* GIVEN REQUEST: Scan the data below and pick out the lines containing the word "code".

* SUPPLIED DATA:
····················

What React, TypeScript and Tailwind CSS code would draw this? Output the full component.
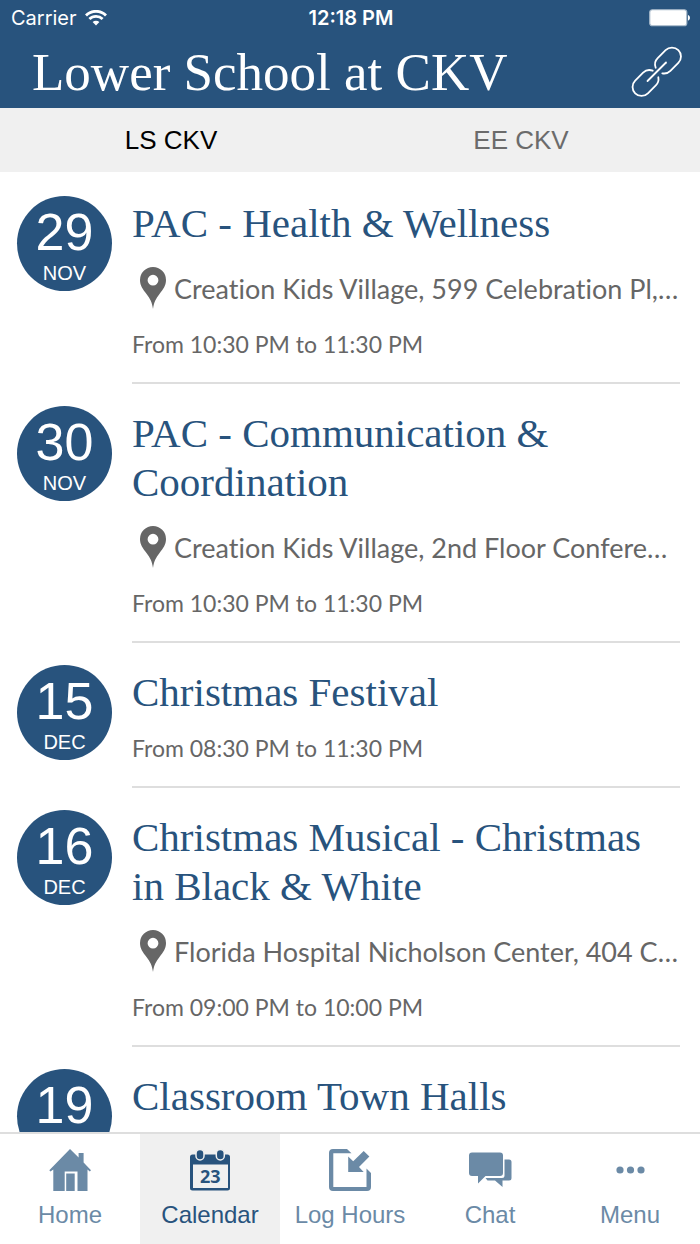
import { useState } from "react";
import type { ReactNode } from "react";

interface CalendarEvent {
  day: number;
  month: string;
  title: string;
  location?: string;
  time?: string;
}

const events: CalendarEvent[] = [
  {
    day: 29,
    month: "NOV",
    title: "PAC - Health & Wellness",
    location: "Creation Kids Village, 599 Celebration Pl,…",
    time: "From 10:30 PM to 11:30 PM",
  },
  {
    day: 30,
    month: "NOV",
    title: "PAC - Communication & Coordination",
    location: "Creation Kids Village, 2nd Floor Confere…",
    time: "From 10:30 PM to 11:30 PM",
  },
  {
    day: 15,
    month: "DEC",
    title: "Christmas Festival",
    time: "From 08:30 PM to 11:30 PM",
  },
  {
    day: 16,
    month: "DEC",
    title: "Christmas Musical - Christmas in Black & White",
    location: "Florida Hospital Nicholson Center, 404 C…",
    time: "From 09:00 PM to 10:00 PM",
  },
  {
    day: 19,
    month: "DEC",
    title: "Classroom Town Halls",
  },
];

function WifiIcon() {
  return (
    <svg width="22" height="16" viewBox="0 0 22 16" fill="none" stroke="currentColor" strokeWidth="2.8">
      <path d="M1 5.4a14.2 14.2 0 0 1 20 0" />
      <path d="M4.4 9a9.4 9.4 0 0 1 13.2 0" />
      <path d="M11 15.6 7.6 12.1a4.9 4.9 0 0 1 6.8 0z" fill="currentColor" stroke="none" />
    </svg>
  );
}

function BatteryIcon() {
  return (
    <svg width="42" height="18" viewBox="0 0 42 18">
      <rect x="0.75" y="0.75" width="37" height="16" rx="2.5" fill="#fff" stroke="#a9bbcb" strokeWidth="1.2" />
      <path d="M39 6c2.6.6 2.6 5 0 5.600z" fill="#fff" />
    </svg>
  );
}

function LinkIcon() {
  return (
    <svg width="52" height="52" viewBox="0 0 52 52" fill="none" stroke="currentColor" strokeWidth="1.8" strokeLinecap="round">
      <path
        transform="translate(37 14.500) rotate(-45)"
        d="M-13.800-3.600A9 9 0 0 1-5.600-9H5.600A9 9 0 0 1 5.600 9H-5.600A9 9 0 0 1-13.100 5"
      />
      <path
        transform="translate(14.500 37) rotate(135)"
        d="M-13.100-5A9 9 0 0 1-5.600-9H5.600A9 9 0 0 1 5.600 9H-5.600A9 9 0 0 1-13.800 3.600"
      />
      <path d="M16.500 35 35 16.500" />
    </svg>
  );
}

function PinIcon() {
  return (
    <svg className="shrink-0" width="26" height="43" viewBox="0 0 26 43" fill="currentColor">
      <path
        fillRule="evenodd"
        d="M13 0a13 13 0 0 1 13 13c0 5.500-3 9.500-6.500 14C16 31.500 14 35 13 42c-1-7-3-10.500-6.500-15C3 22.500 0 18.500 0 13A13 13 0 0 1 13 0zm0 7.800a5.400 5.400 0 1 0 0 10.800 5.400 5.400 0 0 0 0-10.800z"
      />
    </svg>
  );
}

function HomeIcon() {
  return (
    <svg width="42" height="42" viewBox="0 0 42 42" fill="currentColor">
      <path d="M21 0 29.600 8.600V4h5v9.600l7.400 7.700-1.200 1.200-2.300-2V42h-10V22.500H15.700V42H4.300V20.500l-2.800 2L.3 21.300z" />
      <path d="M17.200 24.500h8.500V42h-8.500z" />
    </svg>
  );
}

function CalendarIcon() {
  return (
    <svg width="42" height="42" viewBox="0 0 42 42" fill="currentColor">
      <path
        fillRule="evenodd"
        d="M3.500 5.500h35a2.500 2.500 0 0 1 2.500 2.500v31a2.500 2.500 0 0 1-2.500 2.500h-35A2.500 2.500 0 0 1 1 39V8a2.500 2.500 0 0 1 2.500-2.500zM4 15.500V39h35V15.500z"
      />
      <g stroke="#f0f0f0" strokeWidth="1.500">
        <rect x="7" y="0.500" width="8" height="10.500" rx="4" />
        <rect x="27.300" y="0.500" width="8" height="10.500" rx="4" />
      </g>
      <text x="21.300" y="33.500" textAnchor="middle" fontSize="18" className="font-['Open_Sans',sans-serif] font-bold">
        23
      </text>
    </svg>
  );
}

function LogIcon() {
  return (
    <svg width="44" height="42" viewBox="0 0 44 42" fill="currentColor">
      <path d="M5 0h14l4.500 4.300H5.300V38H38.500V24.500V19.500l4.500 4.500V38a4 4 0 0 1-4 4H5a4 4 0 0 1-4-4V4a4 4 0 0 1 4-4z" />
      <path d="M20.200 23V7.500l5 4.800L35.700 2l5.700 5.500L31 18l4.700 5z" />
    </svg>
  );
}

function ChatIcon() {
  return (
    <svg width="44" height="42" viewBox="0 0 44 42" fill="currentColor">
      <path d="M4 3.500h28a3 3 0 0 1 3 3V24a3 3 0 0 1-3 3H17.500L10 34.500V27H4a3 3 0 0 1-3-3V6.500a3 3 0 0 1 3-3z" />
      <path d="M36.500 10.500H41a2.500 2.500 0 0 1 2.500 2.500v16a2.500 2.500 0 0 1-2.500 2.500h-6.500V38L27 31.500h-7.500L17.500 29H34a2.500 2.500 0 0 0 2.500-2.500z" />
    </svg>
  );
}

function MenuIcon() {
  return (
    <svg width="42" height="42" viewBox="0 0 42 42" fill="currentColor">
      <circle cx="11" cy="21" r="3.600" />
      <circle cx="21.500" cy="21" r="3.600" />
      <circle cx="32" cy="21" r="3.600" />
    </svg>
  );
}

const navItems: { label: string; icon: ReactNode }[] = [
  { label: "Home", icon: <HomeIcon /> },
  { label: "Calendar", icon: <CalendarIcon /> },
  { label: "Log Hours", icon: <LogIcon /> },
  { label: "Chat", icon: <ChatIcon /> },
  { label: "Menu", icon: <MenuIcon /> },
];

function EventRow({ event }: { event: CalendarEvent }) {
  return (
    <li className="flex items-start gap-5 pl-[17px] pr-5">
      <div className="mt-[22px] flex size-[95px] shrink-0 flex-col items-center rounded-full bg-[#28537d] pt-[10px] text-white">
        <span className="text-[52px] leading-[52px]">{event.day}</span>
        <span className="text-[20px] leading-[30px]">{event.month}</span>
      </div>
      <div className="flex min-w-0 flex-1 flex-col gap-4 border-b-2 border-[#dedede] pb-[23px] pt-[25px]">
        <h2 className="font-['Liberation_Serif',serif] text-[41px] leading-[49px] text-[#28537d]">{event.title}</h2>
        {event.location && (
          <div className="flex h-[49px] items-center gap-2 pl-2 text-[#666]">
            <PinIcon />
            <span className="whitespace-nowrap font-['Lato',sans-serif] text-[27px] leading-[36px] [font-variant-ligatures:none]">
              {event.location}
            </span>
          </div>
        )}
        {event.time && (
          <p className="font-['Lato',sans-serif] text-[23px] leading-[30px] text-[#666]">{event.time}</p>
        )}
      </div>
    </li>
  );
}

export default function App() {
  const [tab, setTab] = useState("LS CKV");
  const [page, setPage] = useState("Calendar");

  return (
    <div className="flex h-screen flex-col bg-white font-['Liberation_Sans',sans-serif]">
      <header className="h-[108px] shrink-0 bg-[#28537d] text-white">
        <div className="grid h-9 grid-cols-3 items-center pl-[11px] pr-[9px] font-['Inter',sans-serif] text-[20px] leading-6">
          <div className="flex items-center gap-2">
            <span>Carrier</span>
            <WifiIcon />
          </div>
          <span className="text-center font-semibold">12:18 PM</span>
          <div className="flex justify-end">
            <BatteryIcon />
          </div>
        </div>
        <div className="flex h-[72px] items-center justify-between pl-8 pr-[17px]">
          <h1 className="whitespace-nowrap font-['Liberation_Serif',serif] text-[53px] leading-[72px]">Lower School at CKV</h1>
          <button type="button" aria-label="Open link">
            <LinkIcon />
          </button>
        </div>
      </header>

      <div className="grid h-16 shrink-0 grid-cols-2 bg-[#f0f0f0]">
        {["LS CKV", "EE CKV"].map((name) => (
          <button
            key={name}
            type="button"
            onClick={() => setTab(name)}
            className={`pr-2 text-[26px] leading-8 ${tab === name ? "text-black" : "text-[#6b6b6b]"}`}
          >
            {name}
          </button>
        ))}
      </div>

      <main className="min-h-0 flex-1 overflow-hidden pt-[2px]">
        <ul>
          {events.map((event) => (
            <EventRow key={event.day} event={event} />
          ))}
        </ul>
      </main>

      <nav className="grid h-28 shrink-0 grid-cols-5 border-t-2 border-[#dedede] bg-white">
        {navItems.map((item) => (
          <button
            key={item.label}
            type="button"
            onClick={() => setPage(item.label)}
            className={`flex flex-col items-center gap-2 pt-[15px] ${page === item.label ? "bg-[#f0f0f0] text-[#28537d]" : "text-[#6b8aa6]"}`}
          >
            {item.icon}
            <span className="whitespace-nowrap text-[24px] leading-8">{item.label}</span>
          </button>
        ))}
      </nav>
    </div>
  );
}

····················

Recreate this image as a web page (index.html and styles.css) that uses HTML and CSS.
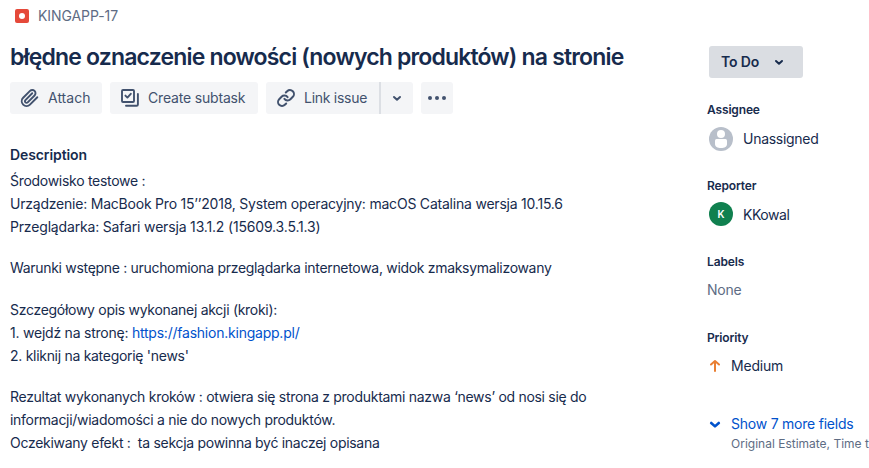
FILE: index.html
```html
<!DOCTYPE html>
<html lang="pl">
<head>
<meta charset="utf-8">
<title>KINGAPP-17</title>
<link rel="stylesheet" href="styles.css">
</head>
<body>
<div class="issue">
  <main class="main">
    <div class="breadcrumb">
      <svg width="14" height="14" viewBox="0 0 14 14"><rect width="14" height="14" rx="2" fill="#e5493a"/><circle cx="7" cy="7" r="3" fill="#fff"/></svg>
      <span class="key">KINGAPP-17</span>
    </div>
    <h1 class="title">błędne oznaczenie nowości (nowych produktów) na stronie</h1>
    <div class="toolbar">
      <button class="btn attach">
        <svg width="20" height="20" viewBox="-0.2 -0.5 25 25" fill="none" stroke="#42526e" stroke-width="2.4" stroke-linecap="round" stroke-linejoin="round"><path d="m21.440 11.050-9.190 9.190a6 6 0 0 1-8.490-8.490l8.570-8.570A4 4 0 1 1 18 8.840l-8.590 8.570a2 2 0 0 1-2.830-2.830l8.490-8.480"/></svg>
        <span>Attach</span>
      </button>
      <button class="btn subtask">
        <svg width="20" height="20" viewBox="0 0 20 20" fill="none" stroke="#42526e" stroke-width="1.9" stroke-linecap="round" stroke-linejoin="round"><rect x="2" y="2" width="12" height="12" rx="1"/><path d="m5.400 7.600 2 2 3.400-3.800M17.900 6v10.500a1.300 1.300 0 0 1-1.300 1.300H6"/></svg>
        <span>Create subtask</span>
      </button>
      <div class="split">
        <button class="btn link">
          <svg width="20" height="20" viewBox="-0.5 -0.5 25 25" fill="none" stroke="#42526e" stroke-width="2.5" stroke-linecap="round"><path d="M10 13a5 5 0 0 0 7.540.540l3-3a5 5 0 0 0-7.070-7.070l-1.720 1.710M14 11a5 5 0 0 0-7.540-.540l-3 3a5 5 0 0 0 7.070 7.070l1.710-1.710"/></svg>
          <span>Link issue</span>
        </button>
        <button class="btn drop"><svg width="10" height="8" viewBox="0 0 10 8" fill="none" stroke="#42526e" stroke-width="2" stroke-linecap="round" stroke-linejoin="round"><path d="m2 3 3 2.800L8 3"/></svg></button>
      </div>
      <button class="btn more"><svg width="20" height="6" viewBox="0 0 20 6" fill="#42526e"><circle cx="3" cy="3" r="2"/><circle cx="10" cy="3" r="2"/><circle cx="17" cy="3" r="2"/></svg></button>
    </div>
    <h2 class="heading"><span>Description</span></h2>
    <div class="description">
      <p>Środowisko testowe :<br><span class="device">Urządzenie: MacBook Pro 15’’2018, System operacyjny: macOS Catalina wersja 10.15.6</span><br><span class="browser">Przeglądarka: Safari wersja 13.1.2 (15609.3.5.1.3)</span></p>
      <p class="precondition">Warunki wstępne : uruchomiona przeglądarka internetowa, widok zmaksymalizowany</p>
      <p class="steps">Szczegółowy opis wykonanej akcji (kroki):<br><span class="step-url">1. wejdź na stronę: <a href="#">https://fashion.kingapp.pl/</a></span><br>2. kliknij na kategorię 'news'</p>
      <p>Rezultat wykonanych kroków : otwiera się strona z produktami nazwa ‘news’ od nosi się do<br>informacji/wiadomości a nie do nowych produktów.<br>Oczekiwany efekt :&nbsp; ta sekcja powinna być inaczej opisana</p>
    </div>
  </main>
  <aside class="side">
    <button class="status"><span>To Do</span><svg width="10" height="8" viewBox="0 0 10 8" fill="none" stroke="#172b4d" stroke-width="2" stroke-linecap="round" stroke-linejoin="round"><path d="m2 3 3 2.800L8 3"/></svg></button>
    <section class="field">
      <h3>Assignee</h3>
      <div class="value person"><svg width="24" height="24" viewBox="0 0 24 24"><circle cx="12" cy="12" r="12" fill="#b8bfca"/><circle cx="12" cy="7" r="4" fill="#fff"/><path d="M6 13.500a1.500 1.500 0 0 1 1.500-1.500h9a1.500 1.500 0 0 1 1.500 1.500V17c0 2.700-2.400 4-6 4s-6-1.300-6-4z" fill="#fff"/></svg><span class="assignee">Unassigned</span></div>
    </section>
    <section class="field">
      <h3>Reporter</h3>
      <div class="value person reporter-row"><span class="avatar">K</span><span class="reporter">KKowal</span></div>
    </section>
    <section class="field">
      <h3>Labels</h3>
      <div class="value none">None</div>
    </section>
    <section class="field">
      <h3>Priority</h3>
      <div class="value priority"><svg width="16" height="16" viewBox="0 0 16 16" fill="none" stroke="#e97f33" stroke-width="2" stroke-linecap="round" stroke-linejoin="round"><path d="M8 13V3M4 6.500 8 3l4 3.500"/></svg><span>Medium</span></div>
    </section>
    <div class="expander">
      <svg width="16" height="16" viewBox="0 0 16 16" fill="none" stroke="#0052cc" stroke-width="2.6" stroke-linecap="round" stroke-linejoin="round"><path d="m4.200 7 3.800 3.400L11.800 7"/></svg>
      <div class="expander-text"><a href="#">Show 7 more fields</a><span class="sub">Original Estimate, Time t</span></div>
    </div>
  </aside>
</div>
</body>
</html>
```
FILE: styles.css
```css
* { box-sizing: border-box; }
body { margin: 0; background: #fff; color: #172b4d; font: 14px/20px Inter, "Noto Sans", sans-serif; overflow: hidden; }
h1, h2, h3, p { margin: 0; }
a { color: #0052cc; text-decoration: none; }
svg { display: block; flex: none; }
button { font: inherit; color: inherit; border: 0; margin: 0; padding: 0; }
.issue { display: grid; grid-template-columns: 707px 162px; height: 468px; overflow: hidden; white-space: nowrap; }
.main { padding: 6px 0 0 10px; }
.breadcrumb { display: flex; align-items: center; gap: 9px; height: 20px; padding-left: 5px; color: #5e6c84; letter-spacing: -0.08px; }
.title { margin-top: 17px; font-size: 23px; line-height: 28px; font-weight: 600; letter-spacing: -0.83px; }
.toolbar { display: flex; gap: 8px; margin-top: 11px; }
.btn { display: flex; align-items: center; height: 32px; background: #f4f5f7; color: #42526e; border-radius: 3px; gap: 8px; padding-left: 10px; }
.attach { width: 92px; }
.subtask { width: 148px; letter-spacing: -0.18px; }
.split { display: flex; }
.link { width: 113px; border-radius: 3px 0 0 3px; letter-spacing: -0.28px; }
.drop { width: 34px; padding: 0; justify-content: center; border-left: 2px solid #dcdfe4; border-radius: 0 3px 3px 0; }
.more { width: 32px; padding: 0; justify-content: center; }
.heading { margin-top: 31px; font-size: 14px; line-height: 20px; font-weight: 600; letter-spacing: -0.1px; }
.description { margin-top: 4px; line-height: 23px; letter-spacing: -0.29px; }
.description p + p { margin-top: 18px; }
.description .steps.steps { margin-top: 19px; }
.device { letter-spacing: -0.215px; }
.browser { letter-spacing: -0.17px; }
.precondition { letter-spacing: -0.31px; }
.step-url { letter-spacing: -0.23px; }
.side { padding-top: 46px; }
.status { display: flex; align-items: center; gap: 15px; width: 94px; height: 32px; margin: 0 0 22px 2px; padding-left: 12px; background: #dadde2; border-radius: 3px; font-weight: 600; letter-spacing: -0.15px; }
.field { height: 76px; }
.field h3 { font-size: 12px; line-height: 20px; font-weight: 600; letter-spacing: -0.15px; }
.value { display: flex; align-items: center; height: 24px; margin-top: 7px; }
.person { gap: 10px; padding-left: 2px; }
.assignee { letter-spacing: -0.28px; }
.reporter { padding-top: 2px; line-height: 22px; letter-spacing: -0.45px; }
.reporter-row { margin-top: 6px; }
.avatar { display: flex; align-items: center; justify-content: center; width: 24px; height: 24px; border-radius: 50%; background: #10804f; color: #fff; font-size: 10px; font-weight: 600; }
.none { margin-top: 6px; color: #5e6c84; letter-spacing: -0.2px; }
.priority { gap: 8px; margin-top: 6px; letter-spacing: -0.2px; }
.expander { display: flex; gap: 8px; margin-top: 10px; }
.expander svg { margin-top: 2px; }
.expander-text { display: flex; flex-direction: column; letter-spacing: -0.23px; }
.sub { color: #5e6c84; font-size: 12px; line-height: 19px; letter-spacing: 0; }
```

····················

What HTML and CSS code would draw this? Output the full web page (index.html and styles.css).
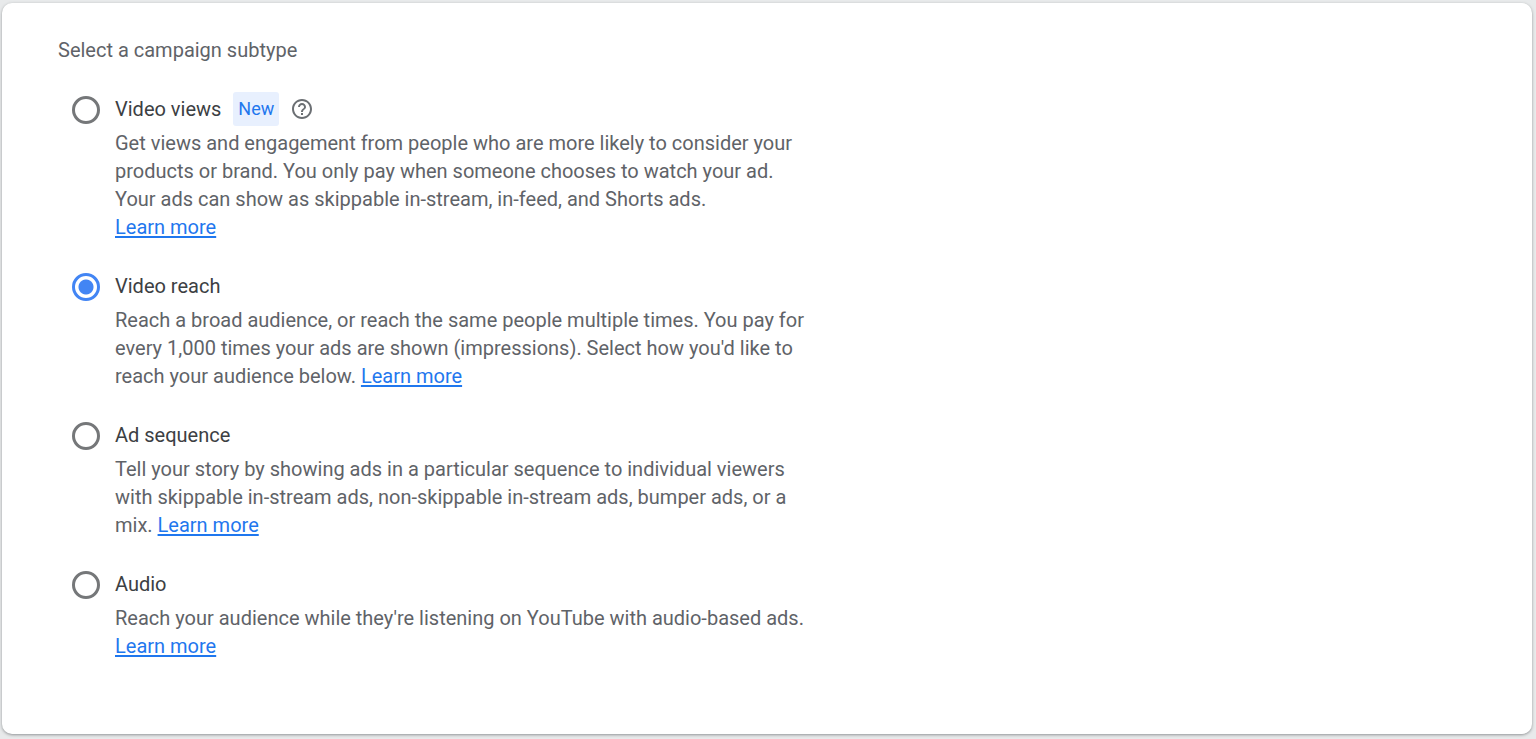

····················

* WRITTEN SOLUTION:
What React, TypeScript and Tailwind CSS code would draw this? Output the full component.
What HTML and CSS code would draw this? Output the full web page (index.html and styles.css).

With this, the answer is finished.